::: Records for processing :::
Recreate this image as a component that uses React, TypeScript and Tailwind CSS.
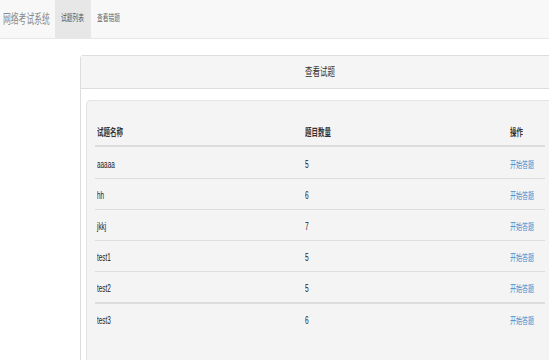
import React from "react";

const rows = [
  { name: "aaaaa", n: "5" },
  { name: "hh", n: "6" },
  { name: "jkkj", n: "7" },
  { name: "test1", n: "5" },
  { name: "test2", n: "5" },
  { name: "test3", n: "6" },
];

function Sq({ children, className = "" }: { children: React.ReactNode; className?: string }) {
  return <span className={`inline-block whitespace-nowrap ${className}`}>{children}</span>;
}

export default function App() {
  return (
    <div className="w-full h-[360px] overflow-hidden bg-white font-['Liberation_Sans','Noto_Sans_CJK_SC',sans-serif] text-[#333]">
      <nav className="h-[39px] bg-[#f8f8f8] border-b border-[#e7e7e7] flex items-stretch">
        <div className="w-[55px] pl-[3px] flex items-center">
          <Sq className="text-[13px] text-[#8a8a8a] origin-left scale-x-[0.6]">网络考试系统</Sq>
        </div>
        <div className="w-[36px] bg-[#e7e7e7] flex items-center pl-[6px]">
          <Sq className="text-[9px] text-[#555] origin-left scale-x-[0.64]">试题列表</Sq>
        </div>
        <div className="flex items-center pl-[6px]">
          <Sq className="text-[9px] text-[#666] origin-left scale-x-[0.64]">查看错题</Sq>
        </div>
      </nav>
      <div className="pl-[80px] pt-[16px]">
        <div className="mr-[-10px] border border-[#ddd] rounded-tl-[3px] bg-white">
          <div className="h-[33px] bg-[#f5f5f5] border-b border-[#ddd] flex items-center justify-center">
            <Sq className="text-[11px] text-[#333] origin-center scale-x-[0.68]">查看试题</Sq>
          </div>
          <div className="pl-[5px] pt-[11px]">
            <div className="bg-[#f4f4f4] border border-[#e3e3e3] rounded-tl-[4px] pl-[8px] pr-[12px] pt-[15px] pb-[40px]">
              <div className="flex h-[31px] items-center border-b-2 border-[#ddd]">
                <div className="w-[210px] shrink-0 pl-[2px]">
                  <Sq className="text-[10px] font-bold origin-left scale-x-[0.65]">试题名称</Sq>
                </div>
                <div className="w-[205px] shrink-0">
                  <Sq className="text-[10px] font-bold origin-left scale-x-[0.65]">题目数量</Sq>
                </div>
                <div className="flex-1 min-w-0">
                  <Sq className="text-[10px] font-bold origin-left scale-x-[0.65]">操作</Sq>
                </div>
              </div>
              {rows.map((r, i) => (
                <div
                  key={r.name}
                  className={`flex h-[31px] items-center ${i > 0 ? (i === 5 ? "border-t-2 border-[#ddd]" : "border-t border-[#ddd]") : ""}`}
                >
                  <div className="w-[210px] shrink-0 pl-[2px]">
                    <Sq className="text-[11px] text-[#222] origin-left scale-x-[0.58]">{r.name}</Sq>
                  </div>
                  <div className="w-[205px] shrink-0">
                    <Sq className="text-[11px] text-[#222] origin-left scale-x-[0.6]">{r.n}</Sq>
                  </div>
                  <div className="flex-1 min-w-0">
                    <Sq className="text-[9px] text-[#4a89c8] origin-left scale-x-[0.67]">开始答题</Sq>
                  </div>
                </div>
              ))}
            </div>
          </div>
        </div>
      </div>
    </div>
  );
}
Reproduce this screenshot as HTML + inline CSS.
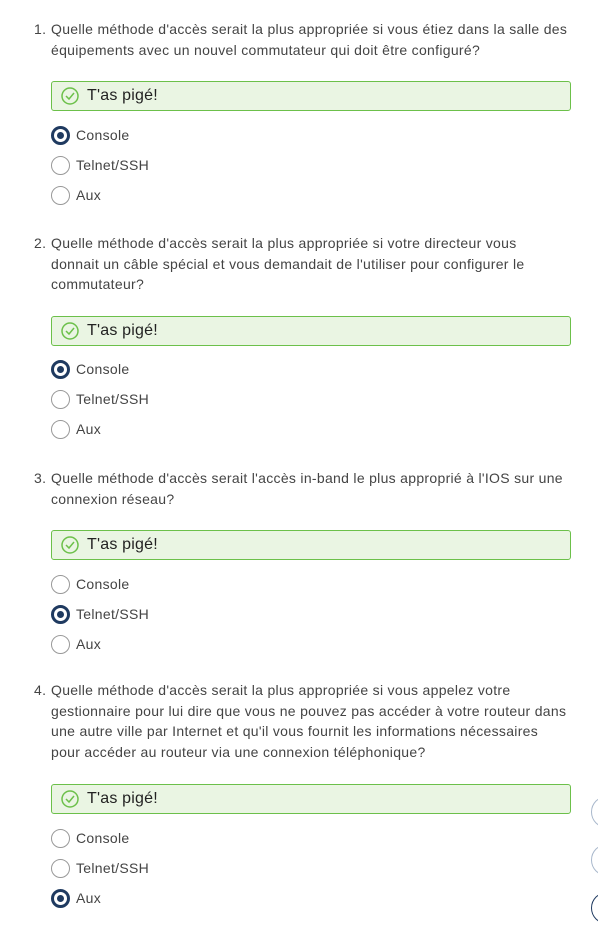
:::
Short task: Write out the entries again, exactly as given, skipping any images.

Exercise output:
Recreate this image as a component that uses React, TypeScript and Tailwind CSS.
import React from "react";

const rows = [
  { name: "aaaaa", n: "5" },
  { name: "hh", n: "6" },
  { name: "jkkj", n: "7" },
  { name: "test1", n: "5" },
  { name: "test2", n: "5" },
  { name: "test3", n: "6" },
];

function Sq({ children, className = "" }: { children: React.ReactNode; className?: string }) {
  return <span className={`inline-block whitespace-nowrap ${className}`}>{children}</span>;
}

export default function App() {
  return (
    <div className="w-full h-[360px] overflow-hidden bg-white font-['Liberation_Sans','Noto_Sans_CJK_SC',sans-serif] text-[#333]">
      <nav className="h-[39px] bg-[#f8f8f8] border-b border-[#e7e7e7] flex items-stretch">
        <div className="w-[55px] pl-[3px] flex items-center">
          <Sq className="text-[13px] text-[#8a8a8a] origin-left scale-x-[0.6]">网络考试系统</Sq>
        </div>
        <div className="w-[36px] bg-[#e7e7e7] flex items-center pl-[6px]">
          <Sq className="text-[9px] text-[#555] origin-left scale-x-[0.64]">试题列表</Sq>
        </div>
        <div className="flex items-center pl-[6px]">
          <Sq className="text-[9px] text-[#666] origin-left scale-x-[0.64]">查看错题</Sq>
        </div>
      </nav>
      <div className="pl-[80px] pt-[16px]">
        <div className="mr-[-10px] border border-[#ddd] rounded-tl-[3px] bg-white">
          <div className="h-[33px] bg-[#f5f5f5] border-b border-[#ddd] flex items-center justify-center">
            <Sq className="text-[11px] text-[#333] origin-center scale-x-[0.68]">查看试题</Sq>
          </div>
          <div className="pl-[5px] pt-[11px]">
            <div className="bg-[#f4f4f4] border border-[#e3e3e3] rounded-tl-[4px] pl-[8px] pr-[12px] pt-[15px] pb-[40px]">
              <div className="flex h-[31px] items-center border-b-2 border-[#ddd]">
                <div className="w-[210px] shrink-0 pl-[2px]">
                  <Sq className="text-[10px] font-bold origin-left scale-x-[0.65]">试题名称</Sq>
                </div>
                <div className="w-[205px] shrink-0">
                  <Sq className="text-[10px] font-bold origin-left scale-x-[0.65]">题目数量</Sq>
                </div>
                <div className="flex-1 min-w-0">
                  <Sq className="text-[10px] font-bold origin-left scale-x-[0.65]">操作</Sq>
                </div>
              </div>
              {rows.map((r, i) => (
                <div
                  key={r.name}
                  className={`flex h-[31px] items-center ${i > 0 ? (i === 5 ? "border-t-2 border-[#ddd]" : "border-t border-[#ddd]") : ""}`}
                >
                  <div className="w-[210px] shrink-0 pl-[2px]">
                    <Sq className="text-[11px] text-[#222] origin-left scale-x-[0.58]">{r.name}</Sq>
                  </div>
                  <div className="w-[205px] shrink-0">
                    <Sq className="text-[11px] text-[#222] origin-left scale-x-[0.6]">{r.n}</Sq>
                  </div>
                  <div className="flex-1 min-w-0">
                    <Sq className="text-[9px] text-[#4a89c8] origin-left scale-x-[0.67]">开始答题</Sq>
                  </div>
                </div>
              ))}
            </div>
          </div>
        </div>
      </div>
    </div>
  );
}
Reproduce this screenshot as HTML + inline CSS.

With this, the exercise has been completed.